* begin *

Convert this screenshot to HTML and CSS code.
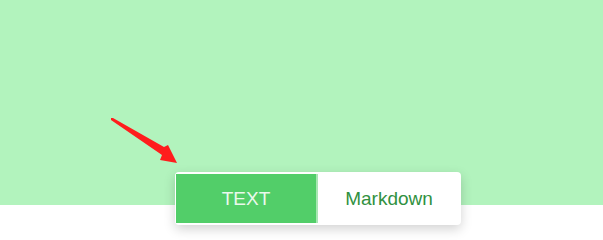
FILE: index.html
```html
<!DOCTYPE html>
<html>
<head>
<meta charset="utf-8">
<link rel="stylesheet" href="styles.css">
</head>
<body>
<div class="page">
  <div class="band"></div>
  <div class="switch">
    <div class="opt active">TEXT</div>
    <div class="divider"></div>
    <div class="opt">Markdown</div>
  </div>
  <svg class="arrow" width="80" height="60" viewBox="0 0 80 60">
    <polygon points="0,0 2,0 53,29 57,27 66,45 49,42 51,37 0,2" fill="#ff1d1d"/>
  </svg>
</div>
</body>
</html>
```
FILE: styles.css
```css
html, body { margin: 0; padding: 0; background: #fff; }
.page { position: relative; width: 603px; height: 240px; overflow: hidden; font-family: "Liberation Sans", Arial, sans-serif; }
.band { height: 205px; background: #b2f3bd; }
.switch {
  display: flex;
  width: 286px;
  height: 53px;
  box-sizing: border-box;
  padding: 2px 1px 2px 1px;
  margin: -33px 0 0 175px;
  background: #fff;
  border-radius: 4px;
  box-shadow: 0 4px 12px rgba(0,0,0,0.18);
}
.opt {
  display: flex;
  align-items: center;
  justify-content: center;
  font-size: 19px;
  color: #31913f;
  flex: 1;
}
.opt.active {
  flex: 0 0 140px;
  background: #52ce69;
  color: #eaf9ec;
}
.divider { width: 2px; background: #a8e7b3; }
.arrow { position: absolute; left: 111px; top: 118px; }
```
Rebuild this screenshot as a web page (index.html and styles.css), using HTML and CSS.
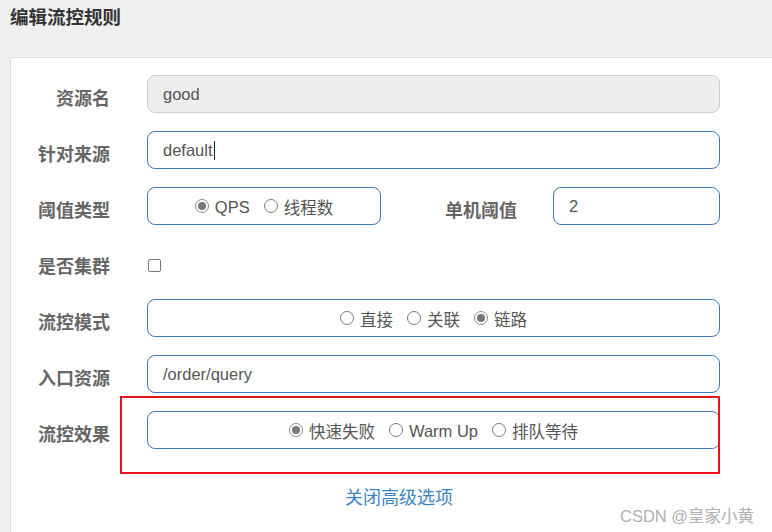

* end *

▶ [TASK DETAILS]:
Every line of text is to be repeated exactly; pictures are left out.

▶ [FINAL ANSWER]:
Convert this screenshot to HTML and CSS code.
FILE: index.html
```html
<!DOCTYPE html>
<html>
<head>
<meta charset="utf-8">
<link rel="stylesheet" href="styles.css">
</head>
<body>
<div class="page">
  <div class="band"></div>
  <div class="switch">
    <div class="opt active">TEXT</div>
    <div class="divider"></div>
    <div class="opt">Markdown</div>
  </div>
  <svg class="arrow" width="80" height="60" viewBox="0 0 80 60">
    <polygon points="0,0 2,0 53,29 57,27 66,45 49,42 51,37 0,2" fill="#ff1d1d"/>
  </svg>
</div>
</body>
</html>
```
FILE: styles.css
```css
html, body { margin: 0; padding: 0; background: #fff; }
.page { position: relative; width: 603px; height: 240px; overflow: hidden; font-family: "Liberation Sans", Arial, sans-serif; }
.band { height: 205px; background: #b2f3bd; }
.switch {
  display: flex;
  width: 286px;
  height: 53px;
  box-sizing: border-box;
  padding: 2px 1px 2px 1px;
  margin: -33px 0 0 175px;
  background: #fff;
  border-radius: 4px;
  box-shadow: 0 4px 12px rgba(0,0,0,0.18);
}
.opt {
  display: flex;
  align-items: center;
  justify-content: center;
  font-size: 19px;
  color: #31913f;
  flex: 1;
}
.opt.active {
  flex: 0 0 140px;
  background: #52ce69;
  color: #eaf9ec;
}
.divider { width: 2px; background: #a8e7b3; }
.arrow { position: absolute; left: 111px; top: 118px; }
```
Rebuild this screenshot as a web page (index.html and styles.css), using HTML and CSS.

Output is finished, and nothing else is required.